To test for outliers with Z-scores in our sales_data dataset, we’ll calculate the Z-scores for the price variable and check for any values that are more than 3 standard deviations from the mean. Here’s how it’s done in R:

# Calculate Z-scores for sales_data
sales_data$z_score_price <- (sales_data$price - mean(sales_data$price, na.rm = TRUE)) / sd(sales_data$price, na.rm = TRUE)

# Filtering potential outliers based on Z-scores
z_score_outliers <- sales_data %>% filter(abs(z_score_price) > 3)
z_score_outliers
[1] product_id    price         quantity_sold region        z_score_price
<0 rows> (or 0-length row.names)

In this example, we check the price variable for outliers.
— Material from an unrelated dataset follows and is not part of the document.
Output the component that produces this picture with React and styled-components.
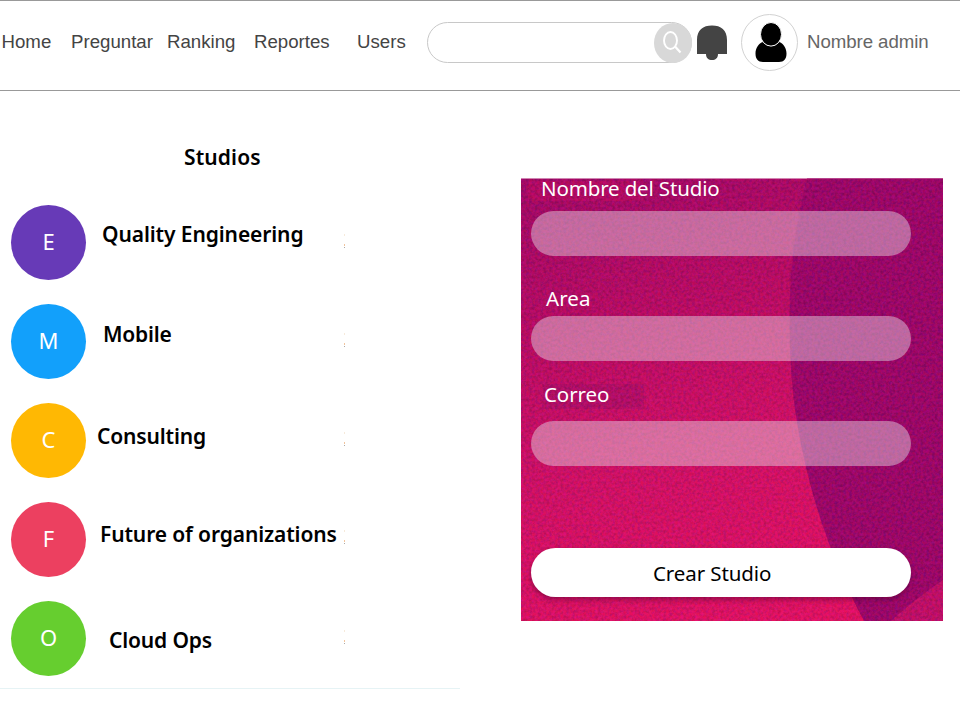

If z_score_outliers returns zero rows, we can conclude that there are no outliers in the price variable of sales_data.

Note: Z-scores assume a normal distribution. For non-normal distributions, consider other outlier detection methods, such as the IQR-based method, which we will cover next.

Testing for Outliers with Interquartile Range (IQR)
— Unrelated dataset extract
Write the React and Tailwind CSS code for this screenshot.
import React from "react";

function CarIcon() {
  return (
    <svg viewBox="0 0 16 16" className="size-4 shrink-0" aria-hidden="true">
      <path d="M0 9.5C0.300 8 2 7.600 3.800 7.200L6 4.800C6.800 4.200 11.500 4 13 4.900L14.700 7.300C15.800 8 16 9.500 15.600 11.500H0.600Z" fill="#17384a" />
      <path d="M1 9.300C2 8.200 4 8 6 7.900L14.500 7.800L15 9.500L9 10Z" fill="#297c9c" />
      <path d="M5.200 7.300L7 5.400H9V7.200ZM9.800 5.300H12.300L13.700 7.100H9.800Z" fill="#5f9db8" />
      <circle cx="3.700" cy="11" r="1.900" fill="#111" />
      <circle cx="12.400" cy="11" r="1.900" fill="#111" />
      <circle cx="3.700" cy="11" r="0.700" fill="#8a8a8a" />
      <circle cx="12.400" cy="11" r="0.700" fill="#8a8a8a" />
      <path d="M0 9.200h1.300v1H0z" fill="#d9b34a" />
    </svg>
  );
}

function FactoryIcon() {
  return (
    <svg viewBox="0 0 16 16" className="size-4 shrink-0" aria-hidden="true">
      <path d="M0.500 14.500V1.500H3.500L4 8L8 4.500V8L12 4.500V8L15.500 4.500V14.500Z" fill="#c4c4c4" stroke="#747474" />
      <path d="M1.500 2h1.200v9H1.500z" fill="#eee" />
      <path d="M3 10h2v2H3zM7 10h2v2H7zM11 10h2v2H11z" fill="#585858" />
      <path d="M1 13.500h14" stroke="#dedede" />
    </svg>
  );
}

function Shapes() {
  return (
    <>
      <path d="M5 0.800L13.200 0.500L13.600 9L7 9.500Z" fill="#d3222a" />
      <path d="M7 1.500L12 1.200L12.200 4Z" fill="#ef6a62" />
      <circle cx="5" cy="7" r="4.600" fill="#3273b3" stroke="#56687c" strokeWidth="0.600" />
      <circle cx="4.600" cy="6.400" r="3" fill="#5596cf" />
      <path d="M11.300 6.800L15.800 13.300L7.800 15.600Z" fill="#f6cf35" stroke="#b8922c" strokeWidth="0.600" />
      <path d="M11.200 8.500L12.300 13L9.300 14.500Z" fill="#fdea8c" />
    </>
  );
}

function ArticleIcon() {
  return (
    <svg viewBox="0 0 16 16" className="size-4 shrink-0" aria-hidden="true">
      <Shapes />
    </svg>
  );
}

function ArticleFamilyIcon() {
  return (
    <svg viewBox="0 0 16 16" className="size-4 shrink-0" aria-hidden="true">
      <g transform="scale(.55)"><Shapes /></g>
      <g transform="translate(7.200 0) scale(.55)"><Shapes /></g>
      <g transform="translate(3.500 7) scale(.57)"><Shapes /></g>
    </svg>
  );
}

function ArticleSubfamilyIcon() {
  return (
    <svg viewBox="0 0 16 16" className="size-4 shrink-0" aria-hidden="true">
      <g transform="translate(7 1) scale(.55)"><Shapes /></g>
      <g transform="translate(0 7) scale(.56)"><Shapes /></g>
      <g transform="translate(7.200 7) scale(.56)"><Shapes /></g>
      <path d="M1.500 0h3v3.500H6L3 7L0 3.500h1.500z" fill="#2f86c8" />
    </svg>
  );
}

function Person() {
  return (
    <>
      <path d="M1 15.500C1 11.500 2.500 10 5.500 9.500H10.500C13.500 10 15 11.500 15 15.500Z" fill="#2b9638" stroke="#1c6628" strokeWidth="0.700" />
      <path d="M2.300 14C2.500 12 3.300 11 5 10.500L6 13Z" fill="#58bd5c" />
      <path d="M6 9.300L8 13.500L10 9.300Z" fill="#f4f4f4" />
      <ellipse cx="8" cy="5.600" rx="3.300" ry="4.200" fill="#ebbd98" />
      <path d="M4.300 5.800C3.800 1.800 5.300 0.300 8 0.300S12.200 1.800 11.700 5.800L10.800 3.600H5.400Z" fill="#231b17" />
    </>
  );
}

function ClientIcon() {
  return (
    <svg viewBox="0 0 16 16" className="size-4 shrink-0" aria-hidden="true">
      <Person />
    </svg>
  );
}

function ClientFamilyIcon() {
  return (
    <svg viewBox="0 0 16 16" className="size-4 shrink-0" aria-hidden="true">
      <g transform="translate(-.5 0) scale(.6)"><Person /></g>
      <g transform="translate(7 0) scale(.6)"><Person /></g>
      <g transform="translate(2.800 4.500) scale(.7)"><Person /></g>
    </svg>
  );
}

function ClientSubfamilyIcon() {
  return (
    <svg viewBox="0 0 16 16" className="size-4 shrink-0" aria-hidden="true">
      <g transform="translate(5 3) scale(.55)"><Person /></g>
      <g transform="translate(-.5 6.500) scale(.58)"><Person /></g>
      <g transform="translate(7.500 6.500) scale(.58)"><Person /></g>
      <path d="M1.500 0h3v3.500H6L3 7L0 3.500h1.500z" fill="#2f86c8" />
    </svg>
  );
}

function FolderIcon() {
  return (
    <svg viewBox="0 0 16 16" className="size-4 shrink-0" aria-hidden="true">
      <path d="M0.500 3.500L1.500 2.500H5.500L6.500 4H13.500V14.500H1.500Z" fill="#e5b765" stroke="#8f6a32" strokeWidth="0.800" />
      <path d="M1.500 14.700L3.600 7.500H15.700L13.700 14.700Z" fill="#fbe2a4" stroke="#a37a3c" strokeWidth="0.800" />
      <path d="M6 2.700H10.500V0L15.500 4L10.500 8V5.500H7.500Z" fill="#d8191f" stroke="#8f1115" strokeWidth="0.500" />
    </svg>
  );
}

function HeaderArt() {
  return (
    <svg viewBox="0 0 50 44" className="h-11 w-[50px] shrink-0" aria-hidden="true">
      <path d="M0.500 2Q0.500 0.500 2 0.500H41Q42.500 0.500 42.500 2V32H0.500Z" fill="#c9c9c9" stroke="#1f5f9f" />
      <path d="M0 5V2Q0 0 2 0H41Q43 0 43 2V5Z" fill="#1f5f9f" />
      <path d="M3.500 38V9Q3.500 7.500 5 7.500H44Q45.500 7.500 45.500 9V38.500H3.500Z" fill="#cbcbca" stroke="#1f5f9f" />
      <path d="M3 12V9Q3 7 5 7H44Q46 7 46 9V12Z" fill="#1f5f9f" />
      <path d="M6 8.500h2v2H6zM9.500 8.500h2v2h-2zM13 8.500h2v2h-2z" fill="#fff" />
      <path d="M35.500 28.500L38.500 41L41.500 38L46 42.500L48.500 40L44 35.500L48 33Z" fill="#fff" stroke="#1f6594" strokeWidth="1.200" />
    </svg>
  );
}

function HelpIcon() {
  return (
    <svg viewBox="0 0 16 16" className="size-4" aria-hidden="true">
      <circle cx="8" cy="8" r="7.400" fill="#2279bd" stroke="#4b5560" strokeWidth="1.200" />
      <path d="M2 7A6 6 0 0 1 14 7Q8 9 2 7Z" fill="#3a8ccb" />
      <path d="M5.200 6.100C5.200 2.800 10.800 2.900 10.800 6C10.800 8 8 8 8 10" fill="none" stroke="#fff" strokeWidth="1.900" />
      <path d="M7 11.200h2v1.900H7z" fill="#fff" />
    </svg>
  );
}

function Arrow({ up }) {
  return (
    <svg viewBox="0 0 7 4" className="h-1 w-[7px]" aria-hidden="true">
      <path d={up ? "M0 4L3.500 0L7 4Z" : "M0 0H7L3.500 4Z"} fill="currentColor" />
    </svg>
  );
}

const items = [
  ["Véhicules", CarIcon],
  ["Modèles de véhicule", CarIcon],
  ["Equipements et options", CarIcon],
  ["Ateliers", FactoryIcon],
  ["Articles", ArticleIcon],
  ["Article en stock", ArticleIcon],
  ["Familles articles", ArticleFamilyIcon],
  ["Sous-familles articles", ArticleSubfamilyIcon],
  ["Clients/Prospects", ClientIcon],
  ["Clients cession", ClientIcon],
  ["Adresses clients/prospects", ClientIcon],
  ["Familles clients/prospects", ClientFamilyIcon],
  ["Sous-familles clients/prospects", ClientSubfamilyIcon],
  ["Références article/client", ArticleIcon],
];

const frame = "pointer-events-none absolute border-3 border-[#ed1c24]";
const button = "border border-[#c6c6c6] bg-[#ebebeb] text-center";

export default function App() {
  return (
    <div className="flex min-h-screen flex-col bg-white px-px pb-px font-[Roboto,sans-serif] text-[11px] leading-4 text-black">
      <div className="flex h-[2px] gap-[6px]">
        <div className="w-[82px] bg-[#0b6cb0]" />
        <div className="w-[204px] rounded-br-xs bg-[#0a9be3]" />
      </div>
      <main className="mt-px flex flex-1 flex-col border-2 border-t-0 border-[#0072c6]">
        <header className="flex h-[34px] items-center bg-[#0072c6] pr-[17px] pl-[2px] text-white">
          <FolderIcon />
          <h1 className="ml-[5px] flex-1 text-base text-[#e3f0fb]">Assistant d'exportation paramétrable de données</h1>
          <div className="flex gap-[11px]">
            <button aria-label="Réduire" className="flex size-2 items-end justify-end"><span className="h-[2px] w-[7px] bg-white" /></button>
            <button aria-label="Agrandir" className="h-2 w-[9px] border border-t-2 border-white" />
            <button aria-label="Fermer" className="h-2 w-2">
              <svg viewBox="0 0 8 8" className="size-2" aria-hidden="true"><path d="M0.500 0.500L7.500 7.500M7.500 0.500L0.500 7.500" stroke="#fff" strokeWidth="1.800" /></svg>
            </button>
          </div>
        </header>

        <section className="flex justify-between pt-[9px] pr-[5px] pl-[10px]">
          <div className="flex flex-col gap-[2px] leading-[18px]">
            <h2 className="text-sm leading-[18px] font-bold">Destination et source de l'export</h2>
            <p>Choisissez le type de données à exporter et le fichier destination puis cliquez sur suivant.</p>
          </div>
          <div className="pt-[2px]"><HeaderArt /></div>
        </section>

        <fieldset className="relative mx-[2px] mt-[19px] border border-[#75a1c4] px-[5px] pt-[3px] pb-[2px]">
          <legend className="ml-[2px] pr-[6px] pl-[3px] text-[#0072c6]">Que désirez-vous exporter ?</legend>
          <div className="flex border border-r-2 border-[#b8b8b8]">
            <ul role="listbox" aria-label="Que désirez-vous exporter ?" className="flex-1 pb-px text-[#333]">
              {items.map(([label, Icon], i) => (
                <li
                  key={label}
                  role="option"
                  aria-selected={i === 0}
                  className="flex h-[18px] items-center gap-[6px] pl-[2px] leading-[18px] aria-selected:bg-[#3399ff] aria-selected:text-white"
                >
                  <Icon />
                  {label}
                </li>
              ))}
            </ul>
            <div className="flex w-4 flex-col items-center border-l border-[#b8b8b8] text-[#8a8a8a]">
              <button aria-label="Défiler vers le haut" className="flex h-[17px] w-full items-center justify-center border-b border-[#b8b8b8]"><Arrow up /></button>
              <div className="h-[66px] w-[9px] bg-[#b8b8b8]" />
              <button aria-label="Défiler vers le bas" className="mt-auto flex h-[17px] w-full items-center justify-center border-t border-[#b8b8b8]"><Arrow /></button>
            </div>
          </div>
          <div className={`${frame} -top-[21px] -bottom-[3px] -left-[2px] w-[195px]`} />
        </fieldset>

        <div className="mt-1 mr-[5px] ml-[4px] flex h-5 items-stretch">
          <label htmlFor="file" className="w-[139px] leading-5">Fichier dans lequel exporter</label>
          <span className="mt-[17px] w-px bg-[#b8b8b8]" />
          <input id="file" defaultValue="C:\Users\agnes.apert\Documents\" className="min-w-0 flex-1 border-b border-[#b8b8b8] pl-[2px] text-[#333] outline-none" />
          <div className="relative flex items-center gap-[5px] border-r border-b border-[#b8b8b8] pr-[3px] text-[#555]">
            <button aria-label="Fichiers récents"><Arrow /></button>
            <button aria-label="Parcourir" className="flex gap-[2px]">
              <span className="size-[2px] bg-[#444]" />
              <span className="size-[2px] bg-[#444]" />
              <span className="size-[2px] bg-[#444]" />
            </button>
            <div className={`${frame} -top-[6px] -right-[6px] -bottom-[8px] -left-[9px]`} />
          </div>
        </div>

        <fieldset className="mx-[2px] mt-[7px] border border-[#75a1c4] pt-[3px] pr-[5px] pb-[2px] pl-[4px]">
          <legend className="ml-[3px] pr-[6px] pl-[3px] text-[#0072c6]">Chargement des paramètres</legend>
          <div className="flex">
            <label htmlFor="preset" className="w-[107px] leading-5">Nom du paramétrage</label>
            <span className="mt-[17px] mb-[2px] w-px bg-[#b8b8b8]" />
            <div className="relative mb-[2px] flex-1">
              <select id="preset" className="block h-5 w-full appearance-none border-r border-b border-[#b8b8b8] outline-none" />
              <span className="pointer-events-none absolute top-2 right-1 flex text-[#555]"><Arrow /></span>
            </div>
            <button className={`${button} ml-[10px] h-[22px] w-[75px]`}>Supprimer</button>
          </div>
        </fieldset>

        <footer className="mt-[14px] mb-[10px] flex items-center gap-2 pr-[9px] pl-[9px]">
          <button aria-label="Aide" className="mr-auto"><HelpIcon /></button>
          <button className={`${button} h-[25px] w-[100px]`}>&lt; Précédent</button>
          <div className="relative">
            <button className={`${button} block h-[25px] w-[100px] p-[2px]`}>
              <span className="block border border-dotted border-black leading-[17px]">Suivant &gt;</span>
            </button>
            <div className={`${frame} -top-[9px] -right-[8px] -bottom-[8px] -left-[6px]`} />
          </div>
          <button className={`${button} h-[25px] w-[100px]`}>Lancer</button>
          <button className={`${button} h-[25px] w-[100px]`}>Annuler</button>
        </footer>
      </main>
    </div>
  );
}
The IQR method is useful for data that is not normally distributed. This method defines outliers as values that fall below \(\mathsf{Q1 - 1.5 \cdot IQR}\) or above \(\mathsf{Q3 + 1.5 * IQR}\).

Demonstration of the IQR Test

# Calculate IQR and define bounds for potential outliers
q1 <- quantile(sales_data$price, 0.25, na.rm = T)
q3 <- quantile(sales_data$price, 0.75, na.rm = T)
iqr <- q3 - q1

# Define lower and upper bounds for outliers
lower_bound <- q1 - 1.5 * iqr
upper_bound <- q3 + 1.5 * iqr

# Filter potential outliers based on IQR bounds
iqr_outliers <- sales_data %>% filter(price < lower_bound | price > upper_bound)
iqr_outliers
  product_id price quantity_sold region z_score_price
1        156  5.88            22  North     -2.990809

Using the IQR calculation, we can conclude that there is one outlier in the price variable from sales_data, namely the observation of product_id = 156. Notice that the Z-score for this observation is -2.9908093 meaning that the Z-score was also close to identifying this observation as an outlier.

The IQR method is especially effective for detecting outliers in skewed data, as it isn’t influenced by extreme values on either end.

Testing for Outliers with Box Plot Visualization

A box plot visually identifies outliers as individual points beyond the whiskers. In a standard box plot, whiskers extend up to 1.5 times the IQR. Points beyond this range are considered potential outliers.

Demonstration of the Box Plot Test

# Box plot to visually identify outliers in price
ggplot(sales_data, aes(x = "", y = price)) +
  geom_boxplot(outlier.color = "red", outlier.shape = 16) +
  labs(title = "Box Plot of Product Prices with Outliers Highlighted", y = "Price") +
  theme_minimal()

This box plot clearly identifies a single value, the minimum value, of price as an outlier. Checking the data we can verify that the lowest price in sales_data is the observation for product_id = 156.

# slice and display the observation (row) with minimum price
sales_data |> slice_min(price)
  product_id price quantity_sold region z_score_price
1        156  5.88            22  North     -2.990809

Choosing an Outlier Detection Method

The best method depends on the data distribution and the context of analysis:

  • Z-scores are suitable for normally distributed data.
  • IQR is robust and works well with skewed data.
  • Box plots provide a quick, visual approach for outlier detection.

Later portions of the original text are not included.